Art has always been the most vital medium for various expressions that could exert influence upon the cultural and social milieus. Throughout history, those expressions have become revolutions and paved the way for several social transformations and political reflections. Especially music has been utilized as the prominent way to convey ideas and prospects into society. Well, in Indian music there have been only a few artists who stood out on their own with their vivid political stand and a progressive outlook towards the real issues happening around them. T M Krishna is certainly estimable among them as he is the only musician in India currently writing op-eds about political issues or receiving prizes for social inclusivity, regardless of where they are from.
His passion in Carnatic music was nurtured by his parents as they provided exposure for him to learn the many layers of Carnatic music and musicians with diverse styles and methods. He began the performing career at the age of 12 and later as he acquired prominence as a renowned vocalist, he focused on experimenting the structure of concerts and started to create his own interpretations in music.
His music is applauded as being uniquely expressive and alive with ‘raga bhava’ and for the soulful ambience it creates. He is acclaimed as well as criticized for his innovative renditions and the method of presentation in concerts, because he chooses to differ in rendering in a manner purists prefer, such as singing Ragalaapa after the Keeethanams, spending more time on Neravals and Varnams (traditionally introductory pieces) in the middle or at the end of a concert.
But what made him surpass the usual imageries of a contrarian or an unconventional artiste was his active participation in accepting and attempting to change the cultural and social divide and political injustices in the past decade. His reformative perspectives must have been influenced by his mother who was an educationalist and founded and run a school for underprivileged and tribal children in Anaikkatti. His decision to boycott performing ever in Chennai’s famed music season because its authorities are corrupt and support caste favouritism in selecting artists to perform, was a major one at the dawn of his ardent social activism.
In 2016, he won the prestigious Ramon Magsaysay Award in culture as the first Indian musician to achieve it in recognition of ‘his forceful commitment as artist and advocate to art’s power to heal India’s deep social divisions. In 2017, he was featured in a music video , Chennai Poromboke Paadal, which was an environmental plea to save Ennore Creek and reclaim the Tamil word poromboke, which had come to mean a person or place that is worthless or “uncivilized”. With deep and hard-hitting lyrics, Poromboke Paadal was a thrashing hit and was the first Carnatic song sung in colloquial Tamil. Krishna’s collaboration with the Jogappas ( Transgender musicians) and bringing the poems of Bharatiyar, Sree Narayana Guru and Perumal Murugan into concerts were significant revelations in South Indian music. He is also a part of the group of activists that organizes the Urur-Olcott Kuppam Festival in Chennai and the Svanubhava initiative in Chennai.

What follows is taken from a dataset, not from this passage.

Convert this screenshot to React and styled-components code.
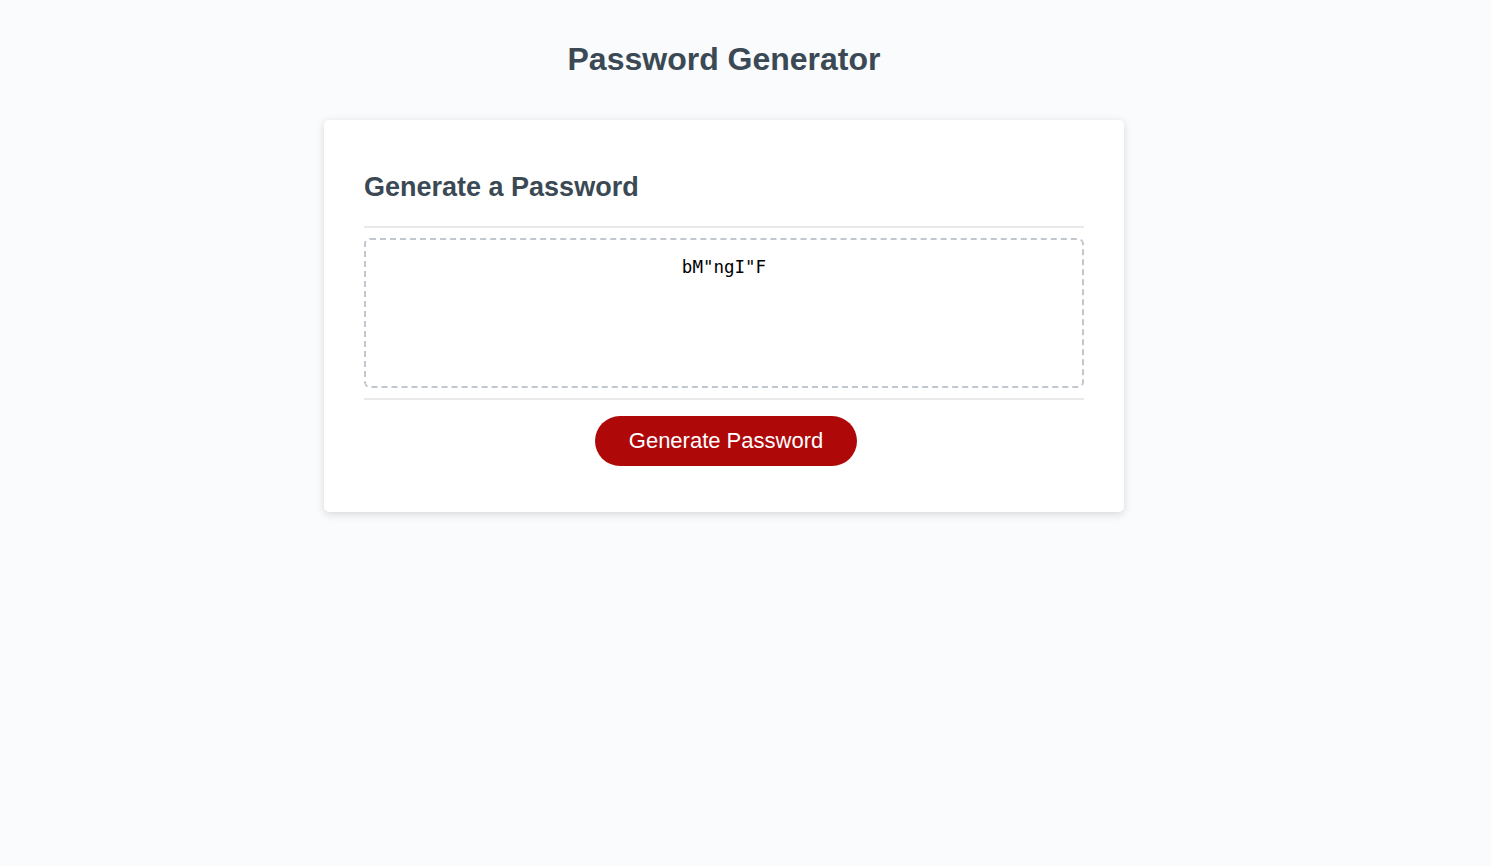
import React from "react";
import styled, { createGlobalStyle } from "styled-components";

const GlobalStyle = createGlobalStyle`
  * { box-sizing: border-box; }
  html, body { margin: 0; padding: 0; }
  body {
    font-family: "Liberation Sans", Arial, sans-serif;
    background-color: #f9fbfd;
  }
`;

const Page = styled.div`
  width: 1448px;
  padding: 0 20px 40px;
`;

const Header = styled.header`
  text-align: center;
  padding: 41px 20px 42px;
  color: hsl(206, 17%, 28%);
`;

const Title = styled.h1`
  margin: 0;
  font-size: 32px;
  font-weight: 700;
  line-height: 37px;
`;

const Card = styled.div`
  background-color: #fff;
  border-radius: 5px;
  box-shadow: rgba(0, 0, 0, 0.15) 0px 2px 8px 0px;
  color: hsl(206, 17%, 28%);
  font-size: 18px;
  margin: 0 auto;
  max-width: 800px;
  padding: 30px 40px;
`;

const Divider = styled.div`
  width: 100%;
  height: 2px;
  background: #e7e9eb;
`;

const CardHeader = styled.div``;

const CardTitle = styled.h2`
  margin: 22px 0 23px;
  font-size: 27px;
  font-weight: 700;
  line-height: 31px;
`;

const CardBody = styled.div`
  min-height: 100px;
`;

const PasswordBox = styled.textarea`
  appearance: none;
  display: block;
  width: 100%;
  height: 150px;
  margin: 10px 0;
  padding: 16px 15px 0;
  font-family: "DejaVu Sans Mono", "Liberation Mono", monospace;
  font-size: 17.5px;
  line-height: 22px;
  color: #000;
  text-align: center;
  border: 2px dashed #c0c7cf;
  border-radius: 6px;
  resize: none;
  overflow: hidden;
  background: #fff;
  outline: none;
`;

const CardFooter = styled.div`
  text-align: center;
`;

const Button = styled.button`
  border: none;
  background-color: hsl(360, 91%, 36%);
  border-radius: 25px;
  color: #fff;
  display: inline-block;
  font-family: "Liberation Sans", Arial, sans-serif;
  font-size: 22px;
  line-height: 22px;
  margin: 16px 16px 16px 20px;
  padding: 14px 34px;
  text-align: center;
  cursor: pointer;
`;

export default function App() {
  return (
    <>
      <GlobalStyle />
      <Page>
        <Header>
          <Title>Password Generator</Title>
        </Header>
        <Card>
          <CardHeader>
            <CardTitle>Generate a Password</CardTitle>
            <Divider />
          </CardHeader>
          <CardBody>
            <PasswordBox readOnly value={'bM"ngI"F'} aria-label="Generated Password" />
          </CardBody>
          <CardFooter>
            <Divider />
            <Button>Generate Password</Button>
          </CardFooter>
        </Card>
      </Page>
    </>
  );
}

T M Krishna writes and speaks about a wide range of social issues, without limiting to the cultural sphere. His works traverse based on left-wing activism aiming reformation in caste, combating communalism and liberalizing classical music. He spoke against the revocation of Article 370, the destruction of statues of Lenin, Ambedkar, Gandhi and Periyar and writes articles and columns against fascist practices and injustices with acknowledging and using his privileges for the just reasons.
In a society deeply rooted in cultural hegemony and political injustices, the inevitability of personas like Krishna is remarkable. When many privileges being misused, such attempts to reinstate the unity and openness are the true upliftment. Let us hope to witness many more artists utilizing their voice to dismantle the power edifices and empower those unseen.